## Task directions
Search the listing below for the word "this" and copy each line that holds it.

## Raw records
▼▼▼

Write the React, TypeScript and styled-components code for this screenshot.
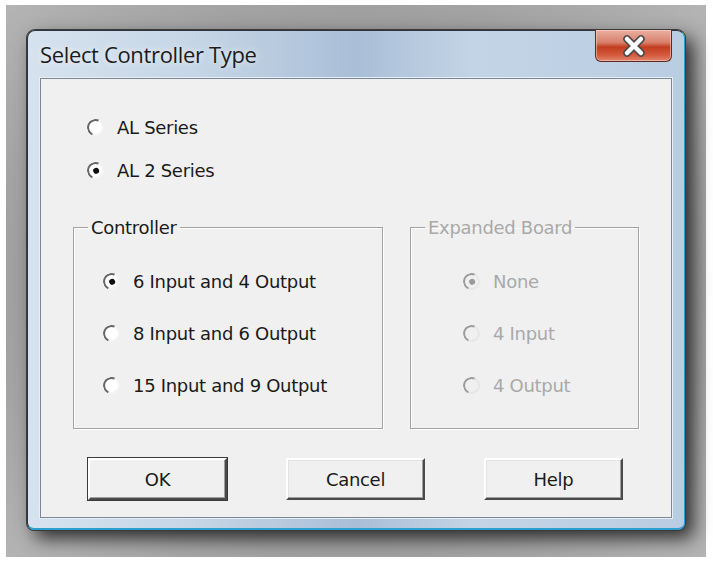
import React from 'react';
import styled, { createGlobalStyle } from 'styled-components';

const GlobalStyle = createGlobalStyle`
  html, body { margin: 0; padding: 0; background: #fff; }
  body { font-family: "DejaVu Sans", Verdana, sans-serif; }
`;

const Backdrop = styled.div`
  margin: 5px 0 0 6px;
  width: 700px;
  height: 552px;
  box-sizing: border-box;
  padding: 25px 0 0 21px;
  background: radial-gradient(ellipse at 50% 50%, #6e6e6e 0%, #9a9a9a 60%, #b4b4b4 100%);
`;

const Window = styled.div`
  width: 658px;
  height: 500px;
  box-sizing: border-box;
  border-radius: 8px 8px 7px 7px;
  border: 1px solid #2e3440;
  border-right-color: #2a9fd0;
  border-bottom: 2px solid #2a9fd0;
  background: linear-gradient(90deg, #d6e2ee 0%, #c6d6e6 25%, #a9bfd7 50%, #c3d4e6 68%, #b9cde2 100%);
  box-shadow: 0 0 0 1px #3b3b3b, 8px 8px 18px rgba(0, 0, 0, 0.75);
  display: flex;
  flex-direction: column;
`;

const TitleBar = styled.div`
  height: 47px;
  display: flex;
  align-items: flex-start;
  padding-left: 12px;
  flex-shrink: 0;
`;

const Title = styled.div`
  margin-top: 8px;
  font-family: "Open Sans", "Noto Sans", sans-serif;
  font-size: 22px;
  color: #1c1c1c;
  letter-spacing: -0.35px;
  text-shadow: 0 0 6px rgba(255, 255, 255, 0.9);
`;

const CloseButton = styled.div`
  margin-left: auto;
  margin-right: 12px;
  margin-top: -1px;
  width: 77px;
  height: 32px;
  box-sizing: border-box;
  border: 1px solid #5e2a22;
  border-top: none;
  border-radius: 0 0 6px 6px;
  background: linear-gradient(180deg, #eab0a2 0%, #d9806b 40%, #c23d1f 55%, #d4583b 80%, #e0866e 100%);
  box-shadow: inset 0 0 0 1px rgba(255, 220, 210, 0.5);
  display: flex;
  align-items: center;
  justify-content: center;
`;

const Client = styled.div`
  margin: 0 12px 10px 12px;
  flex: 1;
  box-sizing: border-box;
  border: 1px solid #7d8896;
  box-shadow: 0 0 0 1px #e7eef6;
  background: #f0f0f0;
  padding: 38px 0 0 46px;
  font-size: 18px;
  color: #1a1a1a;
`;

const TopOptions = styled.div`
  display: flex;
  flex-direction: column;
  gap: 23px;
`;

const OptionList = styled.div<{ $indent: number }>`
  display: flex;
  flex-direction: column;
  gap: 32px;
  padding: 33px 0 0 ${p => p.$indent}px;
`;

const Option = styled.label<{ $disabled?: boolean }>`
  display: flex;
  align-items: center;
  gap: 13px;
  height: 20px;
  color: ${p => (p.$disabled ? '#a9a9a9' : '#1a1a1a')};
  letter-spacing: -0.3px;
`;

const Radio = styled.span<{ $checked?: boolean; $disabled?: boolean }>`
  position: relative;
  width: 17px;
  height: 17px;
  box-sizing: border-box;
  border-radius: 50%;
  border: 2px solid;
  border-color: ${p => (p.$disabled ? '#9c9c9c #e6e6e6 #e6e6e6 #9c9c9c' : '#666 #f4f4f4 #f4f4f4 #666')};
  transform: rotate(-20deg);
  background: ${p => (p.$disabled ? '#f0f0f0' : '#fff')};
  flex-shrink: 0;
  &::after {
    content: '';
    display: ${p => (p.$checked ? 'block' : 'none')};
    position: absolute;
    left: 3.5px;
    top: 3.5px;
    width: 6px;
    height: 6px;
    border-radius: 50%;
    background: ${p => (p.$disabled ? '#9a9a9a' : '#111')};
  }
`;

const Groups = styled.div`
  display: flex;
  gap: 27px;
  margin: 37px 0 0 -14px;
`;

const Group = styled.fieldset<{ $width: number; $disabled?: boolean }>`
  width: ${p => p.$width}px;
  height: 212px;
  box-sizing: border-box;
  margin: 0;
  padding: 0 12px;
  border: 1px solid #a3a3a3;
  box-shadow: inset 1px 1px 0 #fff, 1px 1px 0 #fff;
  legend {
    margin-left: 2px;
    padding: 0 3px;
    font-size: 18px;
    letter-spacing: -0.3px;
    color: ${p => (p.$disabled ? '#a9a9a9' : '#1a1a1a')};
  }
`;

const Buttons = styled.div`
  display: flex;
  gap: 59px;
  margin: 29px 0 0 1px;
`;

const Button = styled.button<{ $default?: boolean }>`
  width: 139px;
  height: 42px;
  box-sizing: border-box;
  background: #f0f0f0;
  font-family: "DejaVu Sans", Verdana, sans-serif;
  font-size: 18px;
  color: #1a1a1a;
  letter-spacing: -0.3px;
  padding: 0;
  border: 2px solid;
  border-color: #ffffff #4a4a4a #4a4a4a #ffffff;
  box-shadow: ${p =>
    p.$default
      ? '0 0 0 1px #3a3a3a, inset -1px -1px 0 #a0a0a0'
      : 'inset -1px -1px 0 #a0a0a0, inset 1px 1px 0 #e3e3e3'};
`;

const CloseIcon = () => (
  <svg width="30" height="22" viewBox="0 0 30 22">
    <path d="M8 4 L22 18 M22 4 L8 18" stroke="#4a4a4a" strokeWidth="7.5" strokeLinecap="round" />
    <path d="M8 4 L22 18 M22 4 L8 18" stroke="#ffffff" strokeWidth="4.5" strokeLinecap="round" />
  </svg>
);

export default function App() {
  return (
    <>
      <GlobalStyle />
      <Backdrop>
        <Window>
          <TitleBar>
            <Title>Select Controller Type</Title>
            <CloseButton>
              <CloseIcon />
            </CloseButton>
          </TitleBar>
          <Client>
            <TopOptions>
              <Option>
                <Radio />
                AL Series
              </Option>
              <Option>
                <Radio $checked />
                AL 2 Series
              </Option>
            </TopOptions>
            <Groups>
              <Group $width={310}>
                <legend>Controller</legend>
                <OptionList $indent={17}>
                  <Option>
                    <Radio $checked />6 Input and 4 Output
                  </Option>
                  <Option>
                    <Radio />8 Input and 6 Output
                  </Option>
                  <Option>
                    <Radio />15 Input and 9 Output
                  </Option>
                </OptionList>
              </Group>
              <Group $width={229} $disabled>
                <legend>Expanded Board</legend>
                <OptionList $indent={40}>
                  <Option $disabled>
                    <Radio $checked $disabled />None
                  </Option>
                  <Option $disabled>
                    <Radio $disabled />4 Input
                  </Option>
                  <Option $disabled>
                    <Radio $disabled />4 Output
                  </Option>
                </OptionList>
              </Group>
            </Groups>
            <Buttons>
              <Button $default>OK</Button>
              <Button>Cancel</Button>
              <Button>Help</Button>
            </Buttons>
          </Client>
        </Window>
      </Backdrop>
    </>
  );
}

▲▲▲
▼▼▼

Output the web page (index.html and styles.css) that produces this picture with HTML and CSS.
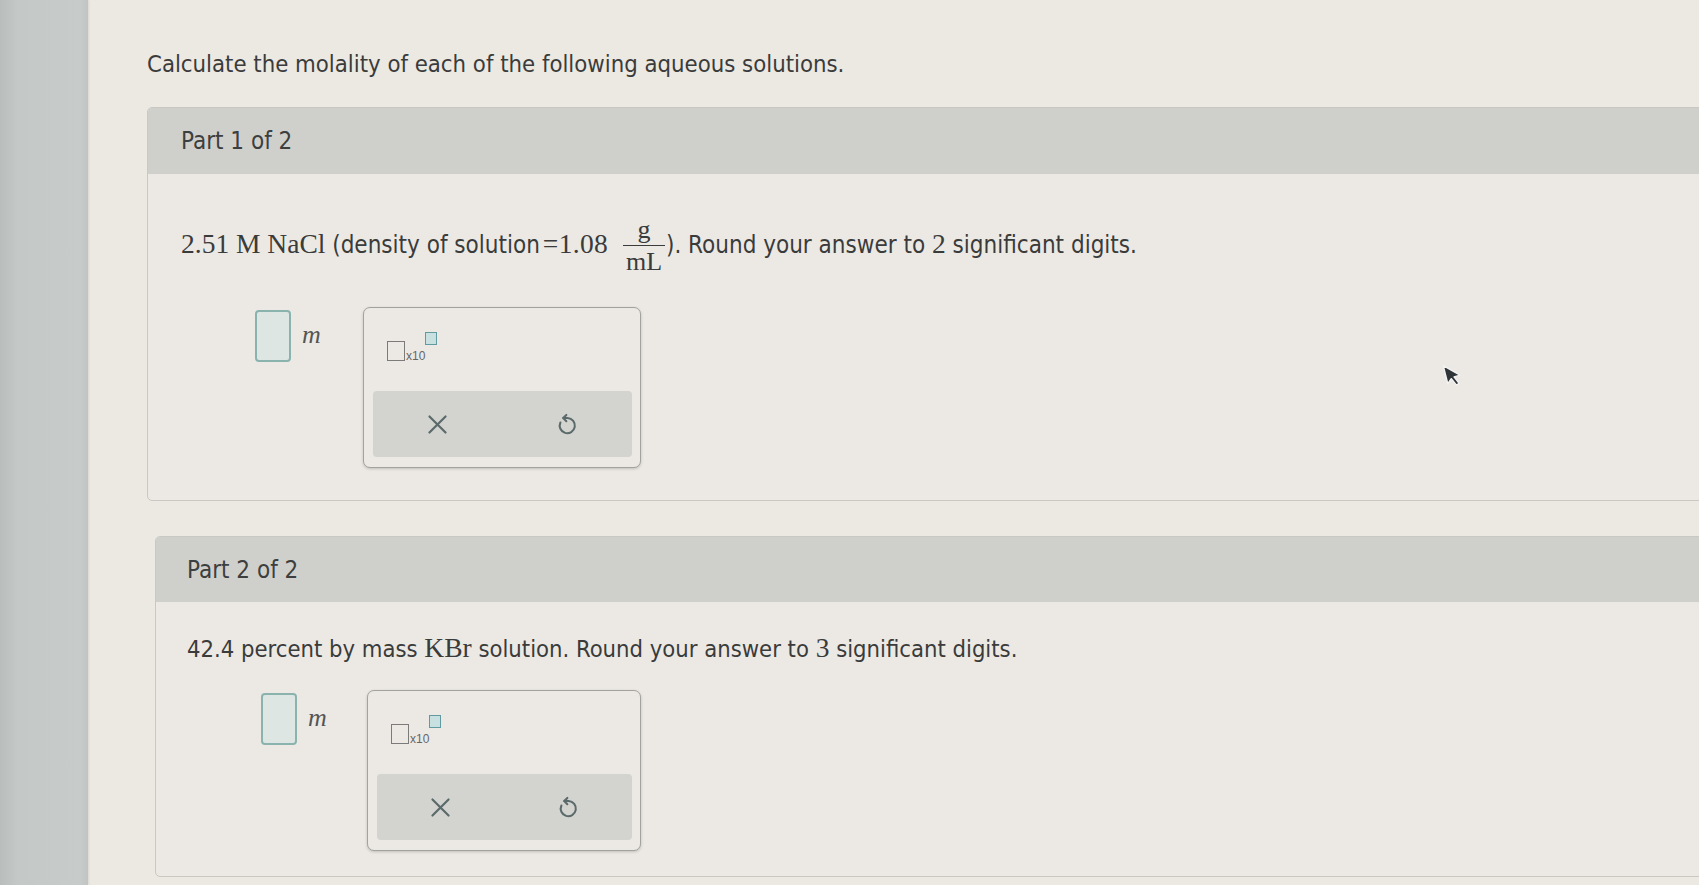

▲▲▲

## Full solution
Write the React, TypeScript and styled-components code for this screenshot.
Output the web page (index.html and styles.css) that produces this picture with HTML and CSS.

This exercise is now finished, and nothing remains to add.